Moreover, many languages like Italian tend to prolong the stressed syllable and shorten the unstressed ones. If Bulgaria has a stress on the first A in Bulgarian, it could be that you're used to hear it pronounced a bit longer and count it as a short vowel anyway. That could explain why you hear it short in the Finnish example, too. This is just speculation though because I have no idea where the stress is.
My Finnish friend also told me that my /h/ sounds so harsh and German that he hates it. So every time I speak Finnish since that day I try to make it as soft and light as I can – like I almost don’t pronounce it
I checked Bulgarian phonology from my dear friend Wikipedia and it seems you don't have /h/ but /x/. Maybe you're using that in Finnish, too?

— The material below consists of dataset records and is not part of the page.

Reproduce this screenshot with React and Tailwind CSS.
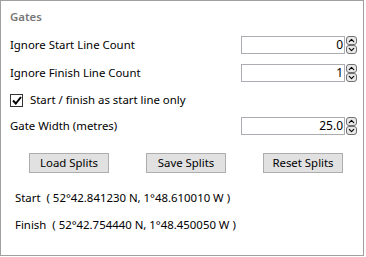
import { ChevronUp, ChevronDown } from 'lucide-react';

function Spinner({ value }) {
  return (
    <div className="flex items-center">
      <div className="w-[104px] h-[18px] border border-[#abadb3] bg-white flex items-center justify-end pr-[1px] text-[12px] leading-none">
        {value}
      </div>
      <div className="flex flex-col ml-[1px]">
        <div className="w-[11px] h-[9px] border border-[#707070] rounded-[3px] bg-[#e8e8e8] flex items-center justify-center">
          <ChevronUp size={9} strokeWidth={3} />
        </div>
        <div className="w-[11px] h-[9px] border border-[#707070] rounded-[3px] bg-[#e8e8e8] flex items-center justify-center">
          <ChevronDown size={9} strokeWidth={3} />
        </div>
      </div>
    </div>
  );
}

function Row({ label, value, className = '' }) {
  return (
    <div className={`flex items-center justify-between h-[18px] ${className}`}>
      <span>{label}</span>
      <Spinner value={value} />
    </div>
  );
}

export default function App() {
  const botones = ['Load Splits', 'Save Splits', 'Reset Splits'];
  return (
    <div className="w-[366px] h-[257px] bg-white font-['Noto_Sans',sans-serif] text-[11.4px] text-black">
      <div className="w-[364px] h-[256px] border border-[#a0a0a0] pl-[9px] pr-[6px]">
        <div className="pt-[8px] font-semibold text-[#777] leading-[16px]">Gates</div>

        {/* filas */}
        <div className="mt-[11px] flex flex-col">
          <Row label="Ignore Start Line Count" value="0" />
          <Row label="Ignore Finish Line Count" value="1" className="mt-[10px]" />
          <div className="flex items-center h-[18px] mt-[9px]">
            <div className="w-[13px] h-[13px] border border-[#333] flex items-center justify-center">
              <svg width="10" height="9" viewBox="0 0 10 9">
                <path d="M1 4.5 L3.8 7.5 L9 1" stroke="#000" strokeWidth="2" fill="none" />
              </svg>
            </div>
            <span className="ml-[7px]">Start / finish as start line only</span>
          </div>
          <Row label="Gate Width (metres)" value="25.0" className="mt-[8px]" />
        </div>

        {/* botones */}
        <div className="mt-[18px] flex pl-[19px] gap-[37px]">
          {botones.map((b) => (
            <div
              key={b}
              className="w-[80px] h-[20px] border border-[#adadad] bg-[#e1e1e1] flex items-center justify-center"
            >
              {b}
            </div>
          ))}
        </div>

        <div className="mt-[17px] pl-[5px] flex flex-col gap-[11px] leading-[16px]">
          <div>Start&nbsp; ( 52°42.841230 N, 1°48.610010 W )</div>
          <div>Finish&nbsp; ( 52°42.754440 N, 1°48.450050 W )</div>
        </div>
      </div>
    </div>
  );
}
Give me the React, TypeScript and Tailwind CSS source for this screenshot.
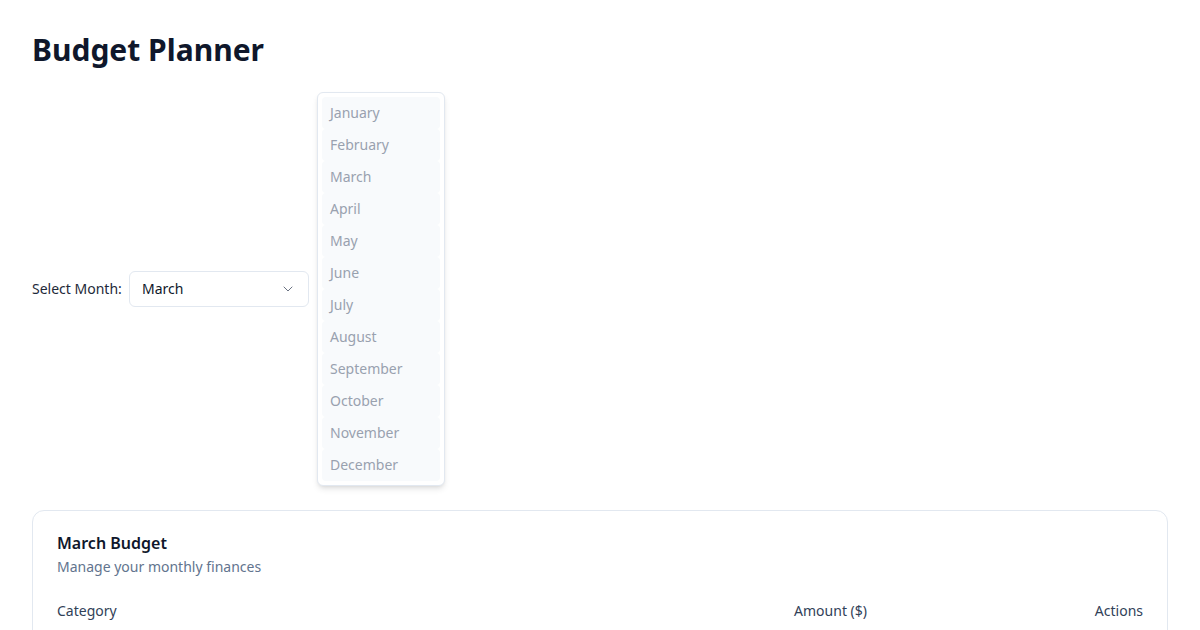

Another explanation for your "harsh German /h/" that I can think of is that you use [h] while Finnish actually has a whole gang of allophones for /h/:
- [h] initially
- [xʷ] with /u/
- [ħ] with /a/
- [ç] with /i/
- [ɸ] with /y/
- some "intermediate quality" with other vowels; I can't find any source that could tell more
what it is.
- [ɦ] between vowels
Most sources I could find say that you can also use [h] if you like, but maybe your friend is used to hearing [ɦ] between vowels and that's what makes your [h] sound too harsh for him/her.